Même impression pour Bilal, jeune vendeur de fruits originaire de Barcelone. "Il y a les mêmes tensions en Espagne. C'est un problème de génération. Les jeunes apprennent beaucoup par eux-mêmes or, l’islam met du temps à être enseigné, ce n'est pas noir ou blanc. Il faut des années pour aller au-delà de la lecture basique du Coran", assure-t-il sur le parking de la mosquée, évoquant un rapport à la religion "plus frontal et vindicatif", que celui de ses aînés.
En juillet 2010, un rapport sur l'enseignement de l'islam, mené par l'Institut des études de l'islam et l'Ecole des hautes études en sciences sociales (EHESS), avait souligné les lacunes de l'enseignement dans la madrasa (école coranique) de la mosquée de Lunel, qui ne fonctionnerait qu'avec "des bénévoles (...) pas toujours aptes à l'enseignement auprès d'un public". L'élu Philippe Moissonnier résume : "La communauté musulmane de la ville s'agrandit et cherche à se structurer.
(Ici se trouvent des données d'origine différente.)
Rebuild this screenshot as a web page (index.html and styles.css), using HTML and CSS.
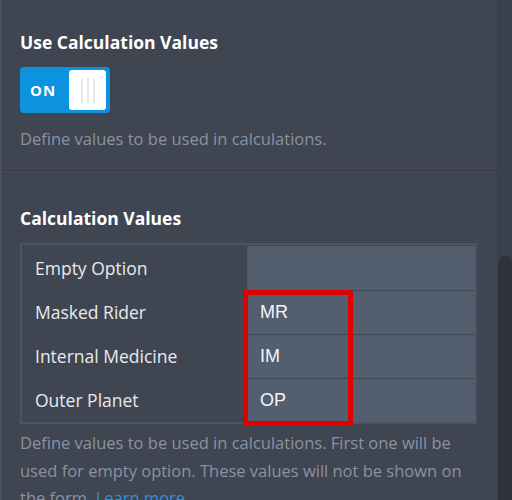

La mosquée leur appartient, mais personne ne la dirige vraiment." De l'autre, les jeunes ont une vision mondialisée de l'islam, et vont apprendre leur religion sur internet. "Tout ça rapporté à l'échelle de Lunel, ça fait beaucoup", regrette-t-il.
Si le vote du dimanche 1er novembre n'aboutit pas, l'élu l'affirme : "Je demanderai publiquement à ce qu'on ferme la mosquée, ça ne peut pas continuer à être la pétaudière."